How to clean your bird box

  • You should use wood screws when assembling your bird box in the interest of making it easy to open for cleaning.
  • Late summer is an ideal time to clean the bird box, from around September.
  • Do not take the bird box into your house, as it may contain mites, fleas and other parasites.
  • Always wear gloves when emptying the nesting box.
  • Thoroughly brush out the inside of the bird house, then rinse it out with boiling water.
  • Old nests should be disposed of in household waste or burned. 
  • Do not use insect repellent spray or other cleaning agents in your bird box.
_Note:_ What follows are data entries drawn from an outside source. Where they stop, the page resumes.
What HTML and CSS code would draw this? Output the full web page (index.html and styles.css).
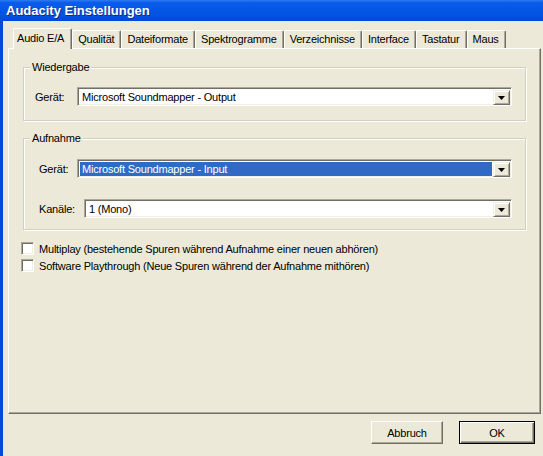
FILE: index.html
```html
<!DOCTYPE html>
<html lang="de">
<head>
<meta charset="utf-8">
<title>Audacity Einstellungen</title>
<link rel="stylesheet" href="styles.css">
</head>
<body>
<div class="window">
  <div class="titlebar"><span class="title">Audacity Einstellungen</span></div>
  <div class="frame">
    <div class="client">
      <div class="tabs">
        <div class="tab active">Audio E/A</div>
        <div class="tab">Qualität</div>
        <div class="tab">Dateiformate</div>
        <div class="tab">Spektrogramme</div>
        <div class="tab">Verzeichnisse</div>
        <div class="tab">Interface</div>
        <div class="tab">Tastatur</div>
        <div class="tab">Maus</div>
      </div>
      <div class="panel">
        <div class="group group-play">
          <div class="legend">Wiedergabe</div>
          <div class="row row-play">
            <span class="label">Gerät:</span>
            <div class="combo">
              <span class="value">Microsoft Soundmapper - Output</span>
              <span class="drop"><svg width="7" height="4" viewBox="0 0 7 4"><path d="M0 0h7L3.5 4z" fill="#000"/></svg></span>
            </div>
          </div>
        </div>
        <div class="group group-rec">
          <div class="legend">Aufnahme</div>
          <div class="row row-rec">
            <span class="label">Gerät:</span>
            <div class="combo">
              <span class="value selected">Microsoft Soundmapper - Input</span>
              <span class="drop"><svg width="7" height="4" viewBox="0 0 7 4"><path d="M0 0h7L3.5 4z" fill="#000"/></svg></span>
            </div>
          </div>
          <div class="row row-chan">
            <span class="label">Kanäle:</span>
            <div class="combo">
              <span class="value">1 (Mono)</span>
              <span class="drop"><svg width="7" height="4" viewBox="0 0 7 4"><path d="M0 0h7L3.5 4z" fill="#000"/></svg></span>
            </div>
          </div>
        </div>
        <div class="checks">
          <div class="check"><span class="box"></span><span>Multiplay (bestehende Spuren während Aufnahme einer neuen abhören)</span></div>
          <div class="check"><span class="box"></span><span>Software Playthrough (Neue Spuren während der Aufnahme mithören)</span></div>
        </div>
      </div>
      <div class="buttons">
        <button class="btn btn-cancel">Abbruch</button>
        <button class="btn btn-ok">OK</button>
      </div>
    </div>
  </div>
</div>
</body>
</html>
```

FILE: styles.css
```css
* { box-sizing: border-box; }
html, body {
  margin: 0;
  padding: 0;
  background: #ECE9D8;
}
body {
  font-family: "Liberation Sans", Arial, sans-serif;
  font-size: 11px;
  letter-spacing: -0.2px;
  color: #000;
}
.window {
  width: 543px;
  height: 456px;
  overflow: hidden;
  display: flex;
  flex-direction: column;
}
.titlebar {
  height: 21px;
  flex: none;
  padding-left: 6px;
  background: linear-gradient(to bottom, #2F7BF2 0%, #0A5DEA 12%, #0657E6 40%, #0453E2 70%, #0348D6 100%);
  display: flex;
  align-items: center;
}
.title {
  color: #fff;
  font-family: "Liberation Sans", Arial, sans-serif;
  font-weight: bold;
  font-size: 13px;
  letter-spacing: 0;
  text-shadow: 1px 1px 0 #0A2A8C;
}
.frame {
  flex: 1;
  min-width: 0;
  display: flex;
  border-left: 3px solid #0A47D8;
}
.client {
  flex: 1;
  min-width: 0;
  padding: 7px 0 0 5px;
  display: flex;
  flex-direction: column;
}
.tabs {
  display: flex;
  align-items: flex-end;
  padding-left: 5px;
  height: 20px;
}
.tab {
  height: 18px;
  line-height: 17px;
  padding: 0 6px 0 5px;
  border-top: 1px solid #fff;
  border-left: 1px solid #fff;
  border-right: 1px solid #716F64;
  box-shadow: inset -1px 0 0 #ACA899;
  border-radius: 2px 2px 0 0;
  white-space: nowrap;
}
.tab.active {
  height: 21px;
  line-height: 19px;
  padding: 0 7px 0 3px;
  margin-bottom: -1px;
  background: #ECE9D8;
  position: relative;
  z-index: 1;
}
.panel {
  width: 533px;
  flex: none;
  height: 366px;
  border-top: 1px solid #fff;
  border-left: 1px solid #fff;
  border-right: 1px solid #716F64;
  border-bottom: 1px solid #716F64;
  box-shadow: inset -1px -1px 0 #ACA899;
  padding: 18px 14px 0 14px;
}
.group {
  border: 1px solid #D0D0BF;
  box-shadow: inset 1px 1px 0 #fff, 1px 1px 0 #fff;
}
.group-play {
  height: 54px;
}
.group-rec {
  height: 92px;
  margin-top: 17px;
}
.legend {
  width: fit-content;
  height: 13px;
  line-height: 13px;
  margin: -7px 0 0 6px;
  padding: 0 2px;
  background: #ECE9D8;
}
.row {
  display: flex;
  align-items: center;
  height: 19px;
  padding-right: 13px;
}
.row-play { margin-top: 13px; padding-left: 11px; }
.row-play .label { width: 42px; }
.row-rec { margin-top: 14px; padding-left: 15px; }
.row-rec .label { width: 38px; }
.row-chan { margin-top: 21px; padding-left: 15px; }
.row-chan .label { width: 45px; }
.combo {
  flex: 1;
  height: 19px;
  display: flex;
  background: #fff;
  border-top: 1px solid #ACA899;
  border-left: 1px solid #ACA899;
  border-right: 1px solid #fff;
  border-bottom: 1px solid #fff;
  box-shadow: inset 1px 1px 0 #716F64, inset -1px -1px 0 #F1EFE2;
  padding: 2px 1px 1px 2px;
}
.value {
  flex: 1;
  line-height: 15px;
  padding-left: 2px;
  white-space: nowrap;
}
.value.selected {
  background: #316AC5;
  color: #fff;
  margin-right: 1px;
}
.drop {
  width: 17px;
  height: 15px;
  background: #ECE9D8;
  border-top: 1px solid #F1EFE2;
  border-left: 1px solid #F1EFE2;
  border-right: 1px solid #716F64;
  border-bottom: 1px solid #716F64;
  box-shadow: inset 1px 1px 0 #fff, inset -1px -1px 0 #ACA899;
  display: flex;
  align-items: center;
  justify-content: center;
}
.drop svg { display: block; margin-top: 1px; }
.checks {
  margin-top: 12px;
  margin-left: -2px;
  display: flex;
  flex-direction: column;
  gap: 4px;
}
.check {
  display: flex;
  align-items: center;
  height: 13px;
  gap: 5px;
  white-space: nowrap;
}
.box {
  width: 13px;
  height: 13px;
  flex: none;
  background: #fff;
  border-top: 1px solid #ACA899;
  border-left: 1px solid #ACA899;
  border-right: 1px solid #fff;
  border-bottom: 1px solid #fff;
  box-shadow: inset 1px 1px 0 #716F64, inset -1px -1px 0 #F1EFE2;
}
.buttons {
  display: flex;
  justify-content: flex-end;
  gap: 16px;
  margin-top: 7px;
  padding-right: 8px;
}
.btn {
  height: 23px;
  font-family: "Liberation Sans", Arial, sans-serif;
  font-size: 11px;
  letter-spacing: -0.2px;
  color: #000;
  background: #ECE9D8;
  border-top: 1px solid #fff;
  border-left: 1px solid #fff;
  border-right: 1px solid #716F64;
  border-bottom: 1px solid #716F64;
  box-shadow: inset -1px -1px 0 #ACA899;
  padding: 0;
}
.btn-cancel { width: 72px; }
.btn-ok {
  width: 76px;
  border: 1px solid #000;
  box-shadow: inset 1px 1px 0 #fff, inset -1px -1px 0 #716F64, inset -2px -2px 0 #ACA899;
}
```
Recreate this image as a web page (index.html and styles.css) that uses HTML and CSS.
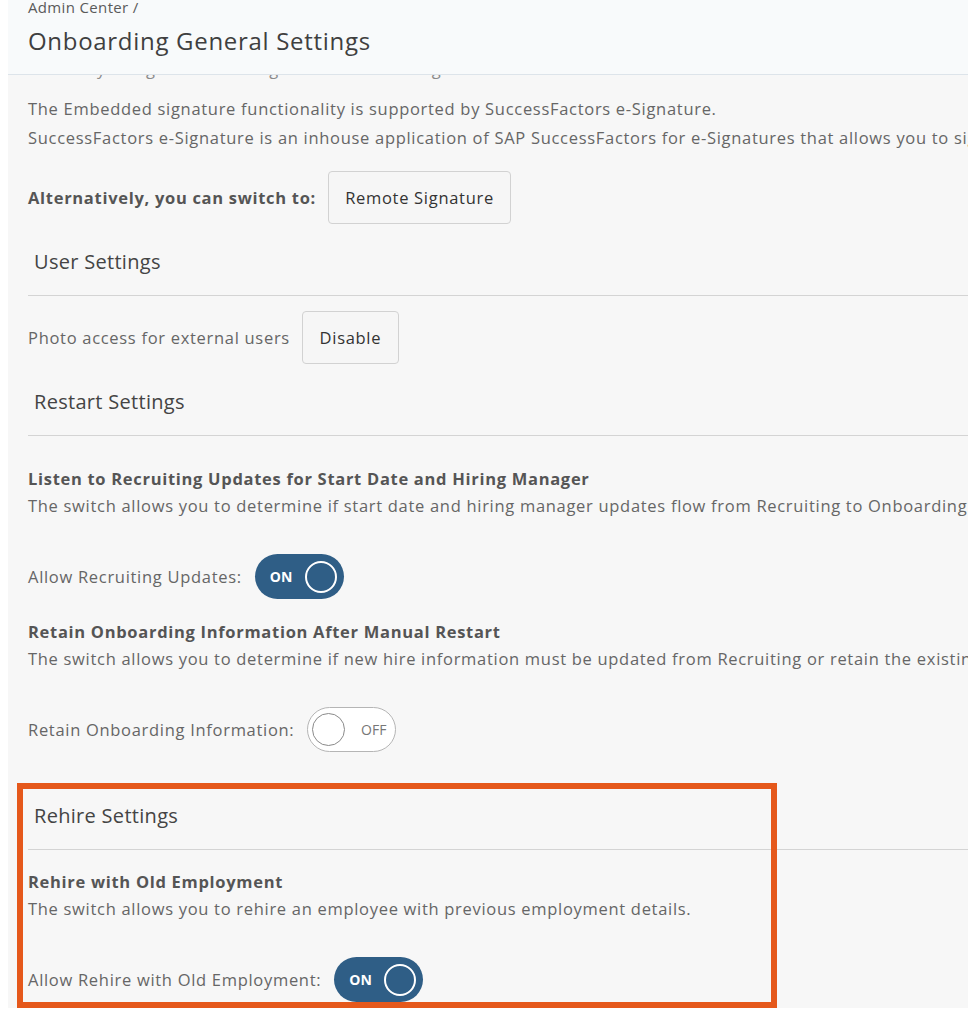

Summary: making a DIY bird box

  • Plan the construction and dimensions for your DIY bird box based on the species of bird likely to breed in your garden.
  • Robinia, oak and larch are ideal outdoor materials.
  • Always wear personal protective equipment when working with a chainsaw. For more details, see the operating instructions for your power tool.
  • First saw a slice of wood for the base of the bird box.
  • Use your chainsaw to hollow out a chamber and then make a roof piece.
  • Drill an entrance hole; this should be between 25 and 32 mm in diameter, depending on the bird species.
  • Attach the base with screws and the roof with nails.
  • Never use chemical products to clean the bird box. We recommend you clean it out with a dry brush in the garden, then wash it with hot water for hygiene.
  • Hang the bird box in an appropriate spot for the relevant species, and so that it is protected against predators.